А, вот он! А, он здесь!
Тот, кого не волнует.
Песня запечатлела Людовика XV в коллективной памяти, подкрепляемой словесными стимулами; так она подготовила мифологему «rois fainéant» («праздных королей») – беспомощных и бездарных монархов, пребывающих в окружении разлагающегося двора, нечестных министров и фавориток, которые пахнут рыбным рынком. Парижане выхватывали эти мысли даже из бессмыслицы. Спетый в соответствующем контексте знакомый припев «Biribi, à la façon de Barbari, mon ami» подчеркивал несправедливость (в понимании современников) введения огромных налогов в то время, когда нужда в них отпала, ведь война, ради которой они собирались, была закончена.

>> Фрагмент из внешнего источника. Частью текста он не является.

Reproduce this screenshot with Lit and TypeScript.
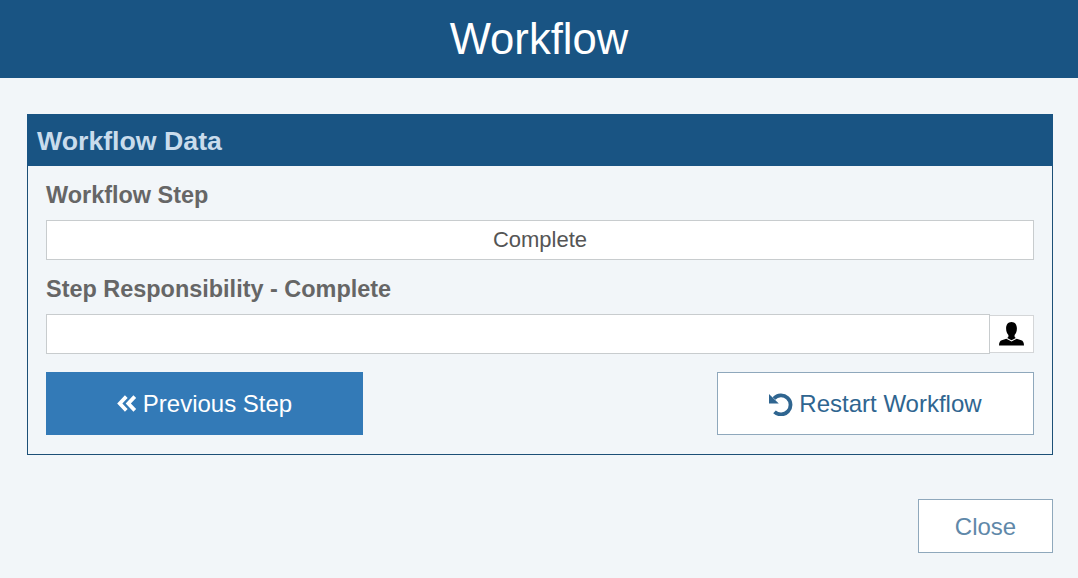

Современная аудитория, привыкшая к телевидению и смартфонам, может скептично отнестись к возможности вычислить сообщение, передаваемое через устные каналы коммуникации, исчезнувшие более двух веков назад. В этой книге мы пытаемся сделать именно это – и даже, по крайней мере приблизительно, услышать звучание этого сообщения. Как может историк претендовать на изучение устного общения людей из далекого прошлого? На самом деле – и я буду на этом настаивать – через детективное расследование. В случае с Четырнадцатью большая часть работы уже была сделана задолго до того, как я занялся этим случаем, очень способными детективами: инспектором д’Эмери, комиссаром Рошебрюном и их коллегами, которые знали, как выискивать стихи по кафе, следить за песнями на улицах и даже находить немногих талантов, которые могли написать хороший александрийский стих, среди сотен парижан, мнящих себя поэтами[182]. Любой человек, часто имеющий дело с архивами XVIII века, может проникнуться уважением к их профессионализму.

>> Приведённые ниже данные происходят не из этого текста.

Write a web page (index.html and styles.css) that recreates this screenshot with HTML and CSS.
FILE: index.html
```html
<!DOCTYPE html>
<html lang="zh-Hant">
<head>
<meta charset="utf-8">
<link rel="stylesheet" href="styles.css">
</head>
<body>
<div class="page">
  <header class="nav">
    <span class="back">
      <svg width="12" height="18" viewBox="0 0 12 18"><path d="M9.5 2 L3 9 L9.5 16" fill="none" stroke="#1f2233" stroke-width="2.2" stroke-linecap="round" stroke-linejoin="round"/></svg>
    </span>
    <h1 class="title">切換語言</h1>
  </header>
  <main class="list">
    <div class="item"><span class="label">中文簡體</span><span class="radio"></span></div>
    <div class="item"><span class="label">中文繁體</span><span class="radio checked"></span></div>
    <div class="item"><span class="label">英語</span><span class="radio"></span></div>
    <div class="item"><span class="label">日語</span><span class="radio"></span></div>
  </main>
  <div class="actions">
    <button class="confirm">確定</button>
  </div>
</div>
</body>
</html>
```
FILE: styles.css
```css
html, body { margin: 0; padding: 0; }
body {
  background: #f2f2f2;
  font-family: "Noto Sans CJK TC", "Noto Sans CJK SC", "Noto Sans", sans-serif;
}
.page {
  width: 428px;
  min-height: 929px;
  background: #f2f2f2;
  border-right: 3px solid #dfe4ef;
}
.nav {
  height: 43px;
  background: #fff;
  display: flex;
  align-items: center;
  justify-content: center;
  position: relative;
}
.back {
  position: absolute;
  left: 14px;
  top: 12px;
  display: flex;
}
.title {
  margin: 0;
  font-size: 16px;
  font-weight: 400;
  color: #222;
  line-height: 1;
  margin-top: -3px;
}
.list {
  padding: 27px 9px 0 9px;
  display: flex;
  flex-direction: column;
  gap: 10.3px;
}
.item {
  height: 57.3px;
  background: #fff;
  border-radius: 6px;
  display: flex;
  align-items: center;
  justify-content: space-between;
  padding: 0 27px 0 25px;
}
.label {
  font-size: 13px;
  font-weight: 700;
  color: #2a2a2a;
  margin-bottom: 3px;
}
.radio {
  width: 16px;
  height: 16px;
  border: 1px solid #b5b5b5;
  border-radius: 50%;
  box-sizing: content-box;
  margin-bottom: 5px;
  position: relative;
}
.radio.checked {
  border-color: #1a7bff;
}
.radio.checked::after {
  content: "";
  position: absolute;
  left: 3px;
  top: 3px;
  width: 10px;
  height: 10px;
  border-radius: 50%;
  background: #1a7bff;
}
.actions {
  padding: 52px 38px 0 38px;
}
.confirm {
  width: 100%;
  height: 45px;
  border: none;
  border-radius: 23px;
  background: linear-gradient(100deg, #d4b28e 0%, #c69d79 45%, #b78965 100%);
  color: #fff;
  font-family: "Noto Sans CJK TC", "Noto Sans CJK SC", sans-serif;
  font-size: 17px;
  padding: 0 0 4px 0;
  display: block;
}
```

Исторические изыскания во многом напоминают детективное расследование. Теоретики от Р.Дж. Колингвуда до Карло Гинзбурга находили это сравнение подходящим не потому, что оно рисовало их в романтической роли сыщика, но потому, что оно несет в себе проблему установления истины – истины с маленькой буквы «и»[183]. Далекие от того, чтобы пытаться прочесть мысли подозреваемого или раскрыть преступление с помощью одной интуиции, детективы задействуют эмпирику и герменевтику. Они интерпретируют улики, прослеживают зацепки и выстраивают дело, пока не добьются убедительности – для себя и, в большинстве случаев, для присяжных. Историческая наука, как я ее понимаю, требует такого же процесса создания аргументов из доказательств; и в случае с «делом Четырнадцати» историк может следовать подсказкам полиции.